Today’s Sun newspaper editorial begins in a familiar vein:

IT is shocking that Indian authorities believe British-born Pakistani terrorists took part in the Mumbai massacre. If true, it proves we have still not learned the lessons of London’s 7/7…

That is why we must give our security services the surveillance powers they require. And we must let police detain suspects for as long as they need.

Then in the next paragraph we are told:

The arrest of Tory immigration spokesman Damian Green is a terrible blow to our democracy. Mr Green was pounced on in raids involving 20 anti-terrorist cops. His homes and offices were searched and his private files and computers seized. His Commons room was turned over apparently with the consent of Labour Speaker Michael Martin.
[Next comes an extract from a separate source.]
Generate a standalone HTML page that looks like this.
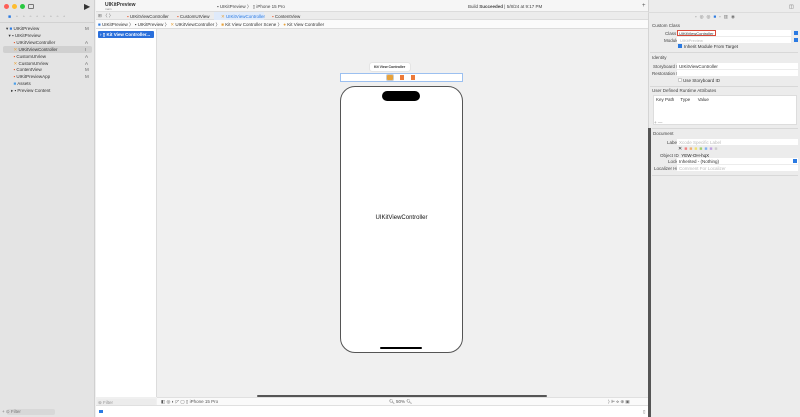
<!DOCTYPE html><html><head><style>
*{margin:0;padding:0;box-sizing:border-box}
body{width:800px;height:417px;overflow:hidden;font-family:"Liberation Sans",sans-serif;font-size:4.5px;color:#333;background:#f0f0f0;position:relative}
.a{position:absolute}
.t{position:absolute;white-space:nowrap}
</style></head><body>
<!-- sidebar -->
<div class="a" style="left:0;top:0;width:95px;height:417px;background:#e4e4e4;border-right:1px solid #d0d0d0"></div>
<div class="a" style="left:4px;top:4px;width:5px;height:5px;border-radius:50%;background:#fe5f57"></div>
<div class="a" style="left:12px;top:4px;width:5px;height:5px;border-radius:50%;background:#febc2e"></div>
<div class="a" style="left:20px;top:4px;width:5px;height:5px;border-radius:50%;background:#28c840"></div>
<div class="a" style="left:28px;top:4px;width:6px;height:5px;border:1px solid #777;border-radius:1px"></div>
<div class="t" style="left:84px;top:2px;font-size:8px;color:#333">▶</div>
<div class="t" style="left:8px;top:14px;font-size:5px;color:#888;letter-spacing:5px"><span style="color:#2a7ae2">■</span>▫▫▫▫▫▫▫▫</div>
<div class="a" style="left:0;top:22px;width:95px;height:1px;background:#d2d2d2"></div>
<div class="a" style="left:3px;top:46px;width:89px;height:7px;background:#d0d0d0;border-radius:2px"></div>
<div class="t" style="left:6px;top:26px;line-height:6.9px">
▾ <span style="color:#2a7ae2">■</span> UIKitPreview<br>
&nbsp;&nbsp;▾ ▪ UIKitPreview<br>
&nbsp;&nbsp;&nbsp;&nbsp;&nbsp;&nbsp;<span style="color:#e8572a">▪</span> UIKitViewController<br>
&nbsp;&nbsp;&nbsp;&nbsp;&nbsp;&nbsp;<span style="color:#e8a23a">✕</span> UIKitViewController<br>
&nbsp;&nbsp;&nbsp;&nbsp;&nbsp;&nbsp;<span style="color:#e8572a">▪</span> CustomUIView<br>
&nbsp;&nbsp;&nbsp;&nbsp;&nbsp;&nbsp;<span style="color:#e8a23a">✕</span> CustomUIView<br>
&nbsp;&nbsp;&nbsp;&nbsp;&nbsp;&nbsp;<span style="color:#e8572a">▪</span> ContentView<br>
&nbsp;&nbsp;&nbsp;&nbsp;&nbsp;&nbsp;<span style="color:#e8572a">▪</span> UIKitPreviewApp<br>
&nbsp;&nbsp;&nbsp;&nbsp;&nbsp;&nbsp;<span style="color:#4a9ee8">■</span> Assets<br>
&nbsp;&nbsp;&nbsp;&nbsp;▸ ▪ Preview Content</div>
<div class="t" style="left:85px;top:26px;line-height:6.9px;color:#666">M<br><br>A<br>I<br>A<br>A<br>M<br>M</div>
<div class="a" style="left:7px;top:409px;width:48px;height:6px;background:#d8d8d8;border-radius:2px"></div>
<div class="t" style="left:2px;top:409px;color:#777">+ ⊙ Filter</div>
<!-- main toolbar -->
<div class="a" style="left:96px;top:0;width:552px;height:12px;background:#f6f6f6;border-bottom:1px solid #dcdcdc"></div>
<div class="t" style="left:105px;top:2px;font-size:5px;font-weight:bold">UIKitPreview</div>
<div class="t" style="left:105px;top:7px;font-size:3px;color:#888">main</div>
<div class="t" style="left:217px;top:4px;color:#444">▪ UIKitPreview 〉 ▯ iPhone 15 Pro</div>
<div class="t" style="left:468px;top:4px;color:#444">Build <b>Succeeded</b> | 5/8/24 at 9:17 PM</div>
<div class="t" style="left:642px;top:3px;font-size:6px;color:#555">+</div>
<!-- tabs -->
<div class="a" style="left:96px;top:12px;width:552px;height:8px;background:#ececec;border-bottom:1px solid #dcdcdc"></div>
<div class="a" style="left:214px;top:12px;width:50px;height:8px;background:#dfeafa"></div>
<div class="t" style="left:98px;top:13px;color:#666">⊞ 〈 〉</div>
<div class="t" style="left:127px;top:14px"><span style="color:#e8572a">▪</span> UIKitViewController</div>
<div class="t" style="left:177px;top:14px"><span style="color:#e8572a">▪</span> CustomUIView</div>
<div class="t" style="left:221px;top:14px;color:#2a7ae2"><span style="color:#e8a23a">✕</span> UIKitViewController</div>
<div class="t" style="left:272px;top:14px"><span style="color:#e8572a">▪</span> ContentView</div>
<!-- jump bar -->
<div class="a" style="left:96px;top:20px;width:552px;height:9px;background:#fbfbfb;border-bottom:1px solid #dcdcdc"></div>
<div class="t" style="left:98px;top:22px"><span style="color:#2a7ae2">■</span> UIKitPreview 〉 ▪ UIKitPreview 〉 <span style="color:#e8a23a">✕</span> UIKitViewController 〉 <span style="color:#e8a23a">■</span> Kit View Controller Scene 〉 <span style="color:#e8a23a">●</span> Kit View Controller</div>
<!-- outline -->
<div class="a" style="left:96px;top:29px;width:61px;height:368px;background:#fff;border-right:1px solid #dcdcdc"></div>
<div class="a" style="left:98px;top:31px;width:56px;height:7px;background:#2a6fdb;border-radius:1px"></div>
<div class="t" style="left:100px;top:32px;color:#fff;font-weight:bold">› ▯ Kit View Controller...</div>
<div class="a" style="left:97px;top:399px;width:59px;height:6px;background:#ececec;border-radius:2px"></div>
<div class="t" style="left:98px;top:400px;color:#999">⊗ Filter</div>
<!-- canvas -->
<div class="a" style="left:157px;top:29px;width:491px;height:368px;background:#f0f0f0"></div>
<div class="a" style="left:370px;top:63px;width:40px;height:8px;background:#fff;border-radius:2px;box-shadow:0 0 1px #aaa"></div>
<div class="t" style="left:374px;top:65px;font-size:3.5px;font-weight:bold">Kit View Controller</div>
<div class="a" style="left:340px;top:73px;width:123px;height:9px;background:#fff;border:1px solid #9cc0f0"></div>
<div class="a" style="left:387px;top:75px;width:6px;height:5px;background:#e8a23a;border-radius:1px;box-shadow:0 0 0 1px #ccc"></div>
<div class="a" style="left:400px;top:75px;width:4px;height:5px;background:#ec7a3a"></div>
<div class="a" style="left:411px;top:75px;width:4px;height:5px;background:#ec7a3a"></div>
<div class="a" style="left:340px;top:86px;width:123px;height:267px;background:#fff;border:1px solid #555;border-radius:15px"></div>
<div class="a" style="left:382px;top:91px;width:38px;height:10px;background:#000;border-radius:5px"></div>
<div class="a" style="left:380px;top:347px;width:42px;height:2px;background:#000;border-radius:1px"></div>
<div class="t" style="left:340px;top:215px;width:123px;text-align:center;font-size:6px;color:#111">UIKitViewController</div>
<div class="a" style="left:257px;top:395px;width:290px;height:2px;background:#555;border-radius:1px"></div>
<div class="a" style="left:157px;top:397px;width:491px;height:8px;background:#fafafa;border-top:1px solid #e0e0e0"></div>
<div class="t" style="left:161px;top:399px;color:#555">◧ ◎ ◐ ◸ ▢ ▯ iPhone 15 Pro</div>
<div class="t" style="left:389px;top:399px;color:#555">🔍︎ 50% 🔍︎</div>
<div class="t" style="left:608px;top:399px;color:#666">⟩ ⊫ ⟡ ⊕ ▣</div>
<div class="a" style="left:96px;top:405px;width:552px;height:12px;background:#fff;border-top:1px solid #e0e0e0"></div>
<div class="a" style="left:99px;top:410px;width:4px;height:3px;background:#2a7ae2"></div>
<div class="t" style="left:643px;top:409px;color:#666">▯</div>
<!-- inspector -->
<div class="a" style="left:648px;top:0;width:152px;height:417px;background:#ececec;border-left:1px solid #d4d4d4"></div>
<div class="t" style="left:789px;top:4px;color:#666;font-size:5px">◫</div>
<div class="a" style="left:648px;top:12px;width:152px;height:1px;background:#dcdcdc"></div>
<div class="t" style="left:695px;top:14px;color:#777;letter-spacing:3px">▫◎◎<span style="color:#2a7ae2">■</span>▫▥◉</div>
<div class="t" style="left:652px;top:23px;color:#444">Custom Class</div>
<div class="t" style="left:665px;top:31px;color:#444">Class</div>
<div class="a" style="left:677px;top:30px;width:114px;height:6px;background:#fff"></div>
<div class="a" style="left:677px;top:30px;width:39px;height:6px;border:1px solid #d84a3a"></div>
<div class="t" style="left:679px;top:31px;font-size:4px">UIKitViewController</div>
<div class="a" style="left:794px;top:31px;width:4px;height:4px;background:#2a7ae2"></div>
<div class="t" style="left:664px;top:38px;color:#444">Module</div>
<div class="a" style="left:677px;top:37px;width:114px;height:6px;background:#fff"></div>
<div class="t" style="left:680px;top:38px;color:#bbb;font-size:4px">UIKitPreview</div>
<div class="a" style="left:794px;top:38px;width:4px;height:4px;background:#2a7ae2"></div>
<div class="a" style="left:678px;top:44px;width:4px;height:4px;background:#2a7ae2"></div>
<div class="t" style="left:684px;top:44px">Inherit Module From Target</div>
<div class="a" style="left:650px;top:52px;width:148px;height:1px;background:#d8d8d8"></div>
<div class="t" style="left:652px;top:55px;color:#444">Identity</div>
<div class="t" style="left:653px;top:64px;color:#444">Storyboard ID</div>
<div class="a" style="left:677px;top:63px;width:121px;height:6px;background:#fff"></div>
<div class="t" style="left:679px;top:64px">UIKitViewController</div>
<div class="t" style="left:652px;top:71px;color:#444">Restoration ID</div>
<div class="a" style="left:677px;top:70px;width:121px;height:6px;background:#fff"></div>
<div class="a" style="left:678px;top:78px;width:4px;height:4px;background:#fff;border:1px solid #ccc"></div>
<div class="t" style="left:683px;top:78px">Use Storyboard ID</div>
<div class="a" style="left:650px;top:86px;width:148px;height:1px;background:#d8d8d8"></div>
<div class="t" style="left:652px;top:88px;color:#444">User Defined Runtime Attributes</div>
<div class="a" style="left:653px;top:95px;width:144px;height:30px;background:#fff;border:1px solid #ddd"></div>
<div class="t" style="left:656px;top:97px">Key Path &nbsp;&nbsp;&nbsp; Type &nbsp;&nbsp;&nbsp;&nbsp; Value</div>
<div class="t" style="left:654px;top:120px;color:#888">+ —</div>
<div class="a" style="left:648px;top:128px;width:3px;height:289px;background:#555"></div>
<div class="a" style="left:652px;top:128px;width:146px;height:1px;background:#d8d8d8"></div>
<div class="t" style="left:653px;top:131px;color:#444">Document</div>
<div class="t" style="left:667px;top:140px;color:#444">Label</div>
<div class="a" style="left:677px;top:139px;width:121px;height:6px;background:#fff"></div>
<div class="t" style="left:679px;top:140px;color:#bbb">Xcode Specific Label</div>
<div class="t" style="left:678px;top:146px;font-size:5px;letter-spacing:2px">✕<span style="color:#f08080">■</span><span style="color:#f0b070">■</span><span style="color:#f0e070">■</span><span style="color:#a0d070">■</span><span style="color:#80b0f0">■</span><span style="color:#c0a0e0">■</span><span style="color:#ccc">■</span></div>
<div class="t" style="left:660px;top:153px;color:#444">Object ID &nbsp;<span style="color:#222">YEW-OH-hqX</span></div>
<div class="t" style="left:668px;top:159px;color:#444">Lock</div>
<div class="a" style="left:677px;top:158px;width:121px;height:6px;background:#fff"></div>
<div class="t" style="left:679px;top:159px">Inherited - (Nothing)</div>
<div class="a" style="left:793px;top:159px;width:4px;height:4px;background:#2a7ae2"></div>
<div class="t" style="left:654px;top:166px;color:#444">Localizer Hint</div>
<div class="a" style="left:677px;top:165px;width:121px;height:6px;background:#fff"></div>
<div class="t" style="left:679px;top:166px;color:#bbb">Comment For Localizer</div>
<div class="a" style="left:652px;top:175px;width:146px;height:1px;background:#d8d8d8"></div>
</body></html>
Why was MP Mr Green treated like an al-Qaeda bomber?

The answer, at least in part, is that newspapers like The Sun have, for years, slavishly supported every New Labour demand for “sweeping new powers” to bug, and detain indefinitely on vaguely-defined charges anyone who they say might be a terrorist.

All the while the government has been progressively widening the definition of “criminal” or “terrorist” activity – amid barely a squeak of protest from the supine tabloid media.

That paranoid state officials would end up using these arbitrary powers to harass critics and attack opposition politicians was completely predictable.

In “Don’t Get Fooled Again” I look at the strange nexus between politicians who stoke public fears about terrorism in order to extend their own power, and tabloid newspapers that make their money from enthusiastically regurgitating every torture-tainted government scare story.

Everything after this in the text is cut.